## Brief
Select every line holding the word "page" and copy it.

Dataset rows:
════════

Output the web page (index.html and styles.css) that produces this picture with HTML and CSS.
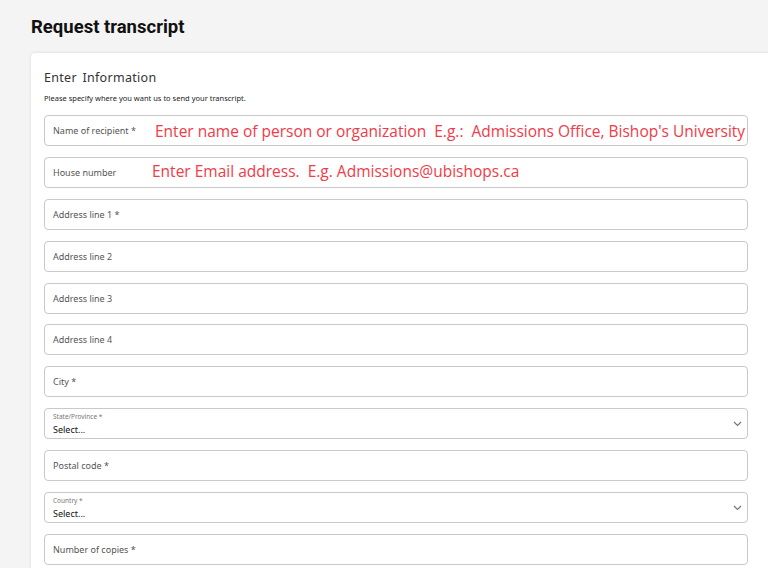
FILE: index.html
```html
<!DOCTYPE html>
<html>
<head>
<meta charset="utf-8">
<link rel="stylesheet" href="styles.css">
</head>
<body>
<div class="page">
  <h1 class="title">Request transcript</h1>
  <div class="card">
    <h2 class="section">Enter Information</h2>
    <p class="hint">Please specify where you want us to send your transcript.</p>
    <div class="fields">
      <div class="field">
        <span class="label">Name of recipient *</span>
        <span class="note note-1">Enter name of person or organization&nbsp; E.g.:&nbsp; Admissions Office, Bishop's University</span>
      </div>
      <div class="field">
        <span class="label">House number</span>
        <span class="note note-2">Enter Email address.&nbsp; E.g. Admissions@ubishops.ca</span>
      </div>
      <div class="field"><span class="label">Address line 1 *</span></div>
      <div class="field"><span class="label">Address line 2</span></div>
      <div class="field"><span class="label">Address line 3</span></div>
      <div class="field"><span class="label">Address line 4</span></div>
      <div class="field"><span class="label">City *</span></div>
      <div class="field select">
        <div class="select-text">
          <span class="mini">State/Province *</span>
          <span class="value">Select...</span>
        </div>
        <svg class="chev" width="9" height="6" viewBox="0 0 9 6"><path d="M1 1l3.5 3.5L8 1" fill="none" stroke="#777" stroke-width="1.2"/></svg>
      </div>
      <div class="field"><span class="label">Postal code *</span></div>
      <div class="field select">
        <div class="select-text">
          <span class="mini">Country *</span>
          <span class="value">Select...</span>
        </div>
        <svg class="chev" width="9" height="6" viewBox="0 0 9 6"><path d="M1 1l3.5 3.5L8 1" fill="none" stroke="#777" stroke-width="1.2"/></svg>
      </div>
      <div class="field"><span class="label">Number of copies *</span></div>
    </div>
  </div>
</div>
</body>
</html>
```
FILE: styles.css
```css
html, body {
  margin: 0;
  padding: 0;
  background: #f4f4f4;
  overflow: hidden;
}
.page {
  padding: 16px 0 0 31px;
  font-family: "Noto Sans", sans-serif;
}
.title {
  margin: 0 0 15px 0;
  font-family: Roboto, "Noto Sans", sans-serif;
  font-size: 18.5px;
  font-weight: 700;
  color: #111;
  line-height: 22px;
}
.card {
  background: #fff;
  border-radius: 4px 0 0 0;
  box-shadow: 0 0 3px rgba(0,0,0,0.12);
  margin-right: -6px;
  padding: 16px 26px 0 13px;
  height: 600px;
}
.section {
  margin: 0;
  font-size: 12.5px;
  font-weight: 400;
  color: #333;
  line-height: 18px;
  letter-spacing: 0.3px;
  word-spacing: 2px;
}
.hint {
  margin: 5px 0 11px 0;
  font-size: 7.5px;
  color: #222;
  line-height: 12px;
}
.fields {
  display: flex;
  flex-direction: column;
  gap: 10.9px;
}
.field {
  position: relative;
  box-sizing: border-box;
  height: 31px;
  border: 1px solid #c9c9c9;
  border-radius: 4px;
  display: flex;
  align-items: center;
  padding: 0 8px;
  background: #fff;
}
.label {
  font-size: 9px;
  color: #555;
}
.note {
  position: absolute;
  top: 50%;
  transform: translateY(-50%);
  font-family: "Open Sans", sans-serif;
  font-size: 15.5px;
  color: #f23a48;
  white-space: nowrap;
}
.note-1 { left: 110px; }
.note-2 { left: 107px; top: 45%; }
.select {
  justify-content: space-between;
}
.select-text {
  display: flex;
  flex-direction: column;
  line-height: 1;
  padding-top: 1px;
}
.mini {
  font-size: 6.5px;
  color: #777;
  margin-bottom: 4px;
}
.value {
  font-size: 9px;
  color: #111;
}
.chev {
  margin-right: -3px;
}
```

════════

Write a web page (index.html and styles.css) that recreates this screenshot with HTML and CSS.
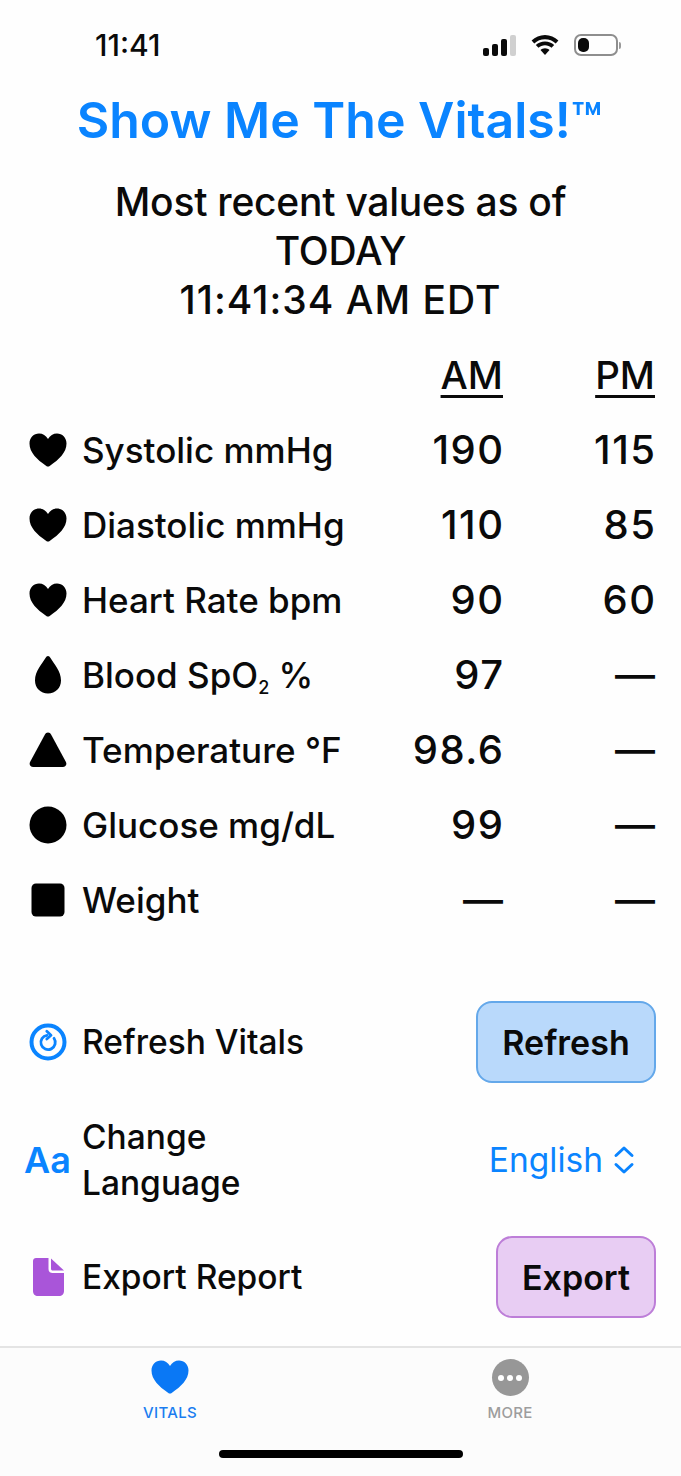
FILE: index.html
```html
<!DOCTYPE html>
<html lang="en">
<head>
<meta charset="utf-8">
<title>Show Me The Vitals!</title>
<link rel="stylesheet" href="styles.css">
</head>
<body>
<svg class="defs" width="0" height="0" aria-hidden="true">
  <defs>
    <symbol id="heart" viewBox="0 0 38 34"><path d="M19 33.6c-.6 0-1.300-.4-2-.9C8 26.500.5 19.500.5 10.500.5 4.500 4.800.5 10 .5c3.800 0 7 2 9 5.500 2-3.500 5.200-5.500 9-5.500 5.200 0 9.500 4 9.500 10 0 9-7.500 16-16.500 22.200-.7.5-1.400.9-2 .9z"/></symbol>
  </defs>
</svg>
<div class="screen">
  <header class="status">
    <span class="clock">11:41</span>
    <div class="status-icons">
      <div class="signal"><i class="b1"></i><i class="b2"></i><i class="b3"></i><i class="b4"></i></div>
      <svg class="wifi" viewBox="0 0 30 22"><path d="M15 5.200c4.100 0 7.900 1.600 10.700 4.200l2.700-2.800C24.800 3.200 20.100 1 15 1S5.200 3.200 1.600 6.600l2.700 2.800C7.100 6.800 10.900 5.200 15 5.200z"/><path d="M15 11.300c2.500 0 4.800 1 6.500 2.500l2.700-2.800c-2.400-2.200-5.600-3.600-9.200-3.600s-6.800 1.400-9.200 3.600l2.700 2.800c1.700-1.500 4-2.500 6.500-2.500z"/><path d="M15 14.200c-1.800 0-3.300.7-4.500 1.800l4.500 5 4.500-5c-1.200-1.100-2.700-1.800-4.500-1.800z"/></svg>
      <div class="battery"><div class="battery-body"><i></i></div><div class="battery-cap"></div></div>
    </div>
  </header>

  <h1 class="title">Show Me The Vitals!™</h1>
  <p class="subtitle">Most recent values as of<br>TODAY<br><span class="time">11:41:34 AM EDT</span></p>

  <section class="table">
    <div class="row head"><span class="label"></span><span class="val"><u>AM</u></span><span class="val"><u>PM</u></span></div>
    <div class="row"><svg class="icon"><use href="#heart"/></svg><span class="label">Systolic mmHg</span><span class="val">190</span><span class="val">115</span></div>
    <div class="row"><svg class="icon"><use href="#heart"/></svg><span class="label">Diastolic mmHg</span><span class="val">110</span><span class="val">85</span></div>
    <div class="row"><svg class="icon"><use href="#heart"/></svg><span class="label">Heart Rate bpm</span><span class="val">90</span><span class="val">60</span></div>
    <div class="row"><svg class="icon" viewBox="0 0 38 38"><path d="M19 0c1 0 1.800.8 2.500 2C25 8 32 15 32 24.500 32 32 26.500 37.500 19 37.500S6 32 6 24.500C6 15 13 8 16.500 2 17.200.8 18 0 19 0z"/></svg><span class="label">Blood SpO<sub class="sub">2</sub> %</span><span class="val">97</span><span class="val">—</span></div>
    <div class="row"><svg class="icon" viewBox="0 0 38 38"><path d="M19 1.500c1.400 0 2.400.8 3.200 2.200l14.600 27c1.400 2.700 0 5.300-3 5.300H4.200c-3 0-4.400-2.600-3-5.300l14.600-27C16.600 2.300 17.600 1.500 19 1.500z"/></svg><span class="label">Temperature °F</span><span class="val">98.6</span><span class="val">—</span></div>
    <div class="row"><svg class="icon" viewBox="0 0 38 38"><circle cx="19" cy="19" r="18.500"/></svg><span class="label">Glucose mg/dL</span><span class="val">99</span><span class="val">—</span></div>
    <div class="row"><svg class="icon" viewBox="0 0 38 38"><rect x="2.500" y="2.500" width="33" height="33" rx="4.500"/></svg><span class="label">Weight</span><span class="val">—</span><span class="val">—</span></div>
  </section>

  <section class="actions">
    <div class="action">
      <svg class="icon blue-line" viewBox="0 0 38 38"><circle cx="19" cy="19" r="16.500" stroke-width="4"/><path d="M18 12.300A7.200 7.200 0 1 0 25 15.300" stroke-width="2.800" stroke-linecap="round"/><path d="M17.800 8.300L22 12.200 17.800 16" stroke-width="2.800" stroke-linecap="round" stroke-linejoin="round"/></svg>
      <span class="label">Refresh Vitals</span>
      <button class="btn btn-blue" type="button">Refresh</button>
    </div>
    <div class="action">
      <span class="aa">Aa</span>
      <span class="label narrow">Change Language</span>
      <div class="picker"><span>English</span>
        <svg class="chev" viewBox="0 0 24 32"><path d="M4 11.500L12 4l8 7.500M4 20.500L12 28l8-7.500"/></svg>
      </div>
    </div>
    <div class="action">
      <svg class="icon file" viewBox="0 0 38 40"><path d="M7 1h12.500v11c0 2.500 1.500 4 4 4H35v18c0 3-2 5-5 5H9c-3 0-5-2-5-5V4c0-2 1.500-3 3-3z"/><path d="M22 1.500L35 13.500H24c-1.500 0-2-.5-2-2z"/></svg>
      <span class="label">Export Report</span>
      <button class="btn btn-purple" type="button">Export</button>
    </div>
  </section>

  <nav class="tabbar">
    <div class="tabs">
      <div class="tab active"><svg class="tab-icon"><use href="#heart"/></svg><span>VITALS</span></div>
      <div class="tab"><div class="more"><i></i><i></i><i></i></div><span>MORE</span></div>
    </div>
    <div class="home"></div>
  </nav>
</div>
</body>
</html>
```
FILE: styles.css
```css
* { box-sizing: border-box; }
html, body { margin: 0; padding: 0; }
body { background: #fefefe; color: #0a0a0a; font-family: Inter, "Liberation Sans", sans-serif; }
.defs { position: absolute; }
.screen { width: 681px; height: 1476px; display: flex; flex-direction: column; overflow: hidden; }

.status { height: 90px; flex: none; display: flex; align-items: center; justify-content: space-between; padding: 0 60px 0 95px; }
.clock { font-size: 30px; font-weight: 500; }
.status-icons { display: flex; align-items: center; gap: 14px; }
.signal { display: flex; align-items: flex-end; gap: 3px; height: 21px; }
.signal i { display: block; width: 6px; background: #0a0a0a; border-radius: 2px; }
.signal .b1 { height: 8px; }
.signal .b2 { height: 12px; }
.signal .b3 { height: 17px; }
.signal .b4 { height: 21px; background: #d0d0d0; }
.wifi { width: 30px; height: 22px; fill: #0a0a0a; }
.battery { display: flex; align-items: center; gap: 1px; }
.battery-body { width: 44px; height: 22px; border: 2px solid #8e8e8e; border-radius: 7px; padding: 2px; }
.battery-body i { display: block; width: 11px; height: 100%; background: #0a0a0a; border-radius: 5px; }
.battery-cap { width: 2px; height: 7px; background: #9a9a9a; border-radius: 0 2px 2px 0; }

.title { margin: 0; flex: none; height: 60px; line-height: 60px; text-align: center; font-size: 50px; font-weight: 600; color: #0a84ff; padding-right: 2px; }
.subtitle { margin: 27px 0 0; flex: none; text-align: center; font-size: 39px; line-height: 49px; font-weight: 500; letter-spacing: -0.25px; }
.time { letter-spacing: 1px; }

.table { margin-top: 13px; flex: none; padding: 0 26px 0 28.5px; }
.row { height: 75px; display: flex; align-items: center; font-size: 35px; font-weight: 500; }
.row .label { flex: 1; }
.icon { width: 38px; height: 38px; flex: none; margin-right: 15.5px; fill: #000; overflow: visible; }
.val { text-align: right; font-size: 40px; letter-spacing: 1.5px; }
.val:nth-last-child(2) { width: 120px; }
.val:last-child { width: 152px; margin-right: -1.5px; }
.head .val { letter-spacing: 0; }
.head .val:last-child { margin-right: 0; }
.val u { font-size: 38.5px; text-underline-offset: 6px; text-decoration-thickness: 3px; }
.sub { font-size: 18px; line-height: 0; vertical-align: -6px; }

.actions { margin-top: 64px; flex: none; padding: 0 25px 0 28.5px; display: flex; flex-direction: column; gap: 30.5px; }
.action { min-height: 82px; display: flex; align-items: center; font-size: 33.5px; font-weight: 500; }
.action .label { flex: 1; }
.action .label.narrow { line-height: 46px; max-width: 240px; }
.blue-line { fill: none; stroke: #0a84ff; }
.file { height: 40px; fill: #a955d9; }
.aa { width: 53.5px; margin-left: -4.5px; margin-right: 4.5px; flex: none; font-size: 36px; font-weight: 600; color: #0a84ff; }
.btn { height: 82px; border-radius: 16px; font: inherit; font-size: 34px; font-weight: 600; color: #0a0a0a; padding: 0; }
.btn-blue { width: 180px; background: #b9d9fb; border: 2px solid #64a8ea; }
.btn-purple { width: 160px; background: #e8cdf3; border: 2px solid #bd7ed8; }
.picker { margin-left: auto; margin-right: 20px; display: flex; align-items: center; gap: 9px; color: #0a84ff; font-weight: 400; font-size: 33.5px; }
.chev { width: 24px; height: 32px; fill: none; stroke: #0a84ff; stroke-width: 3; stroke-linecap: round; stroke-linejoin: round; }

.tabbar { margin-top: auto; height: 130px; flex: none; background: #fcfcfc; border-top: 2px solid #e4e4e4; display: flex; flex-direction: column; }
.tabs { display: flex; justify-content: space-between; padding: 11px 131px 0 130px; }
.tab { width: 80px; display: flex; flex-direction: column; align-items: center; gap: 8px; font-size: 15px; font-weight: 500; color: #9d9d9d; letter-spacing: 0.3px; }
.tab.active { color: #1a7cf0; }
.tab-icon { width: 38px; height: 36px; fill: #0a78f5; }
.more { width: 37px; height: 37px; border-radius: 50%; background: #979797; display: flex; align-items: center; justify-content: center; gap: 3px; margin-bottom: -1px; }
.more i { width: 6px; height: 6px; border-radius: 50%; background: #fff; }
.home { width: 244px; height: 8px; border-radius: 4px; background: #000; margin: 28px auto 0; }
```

════════

## Solution
Output the web page (index.html and styles.css) that produces this picture with HTML and CSS.
<div class="page">
.page {
Write a web page (index.html and styles.css) that recreates this screenshot with HTML and CSS.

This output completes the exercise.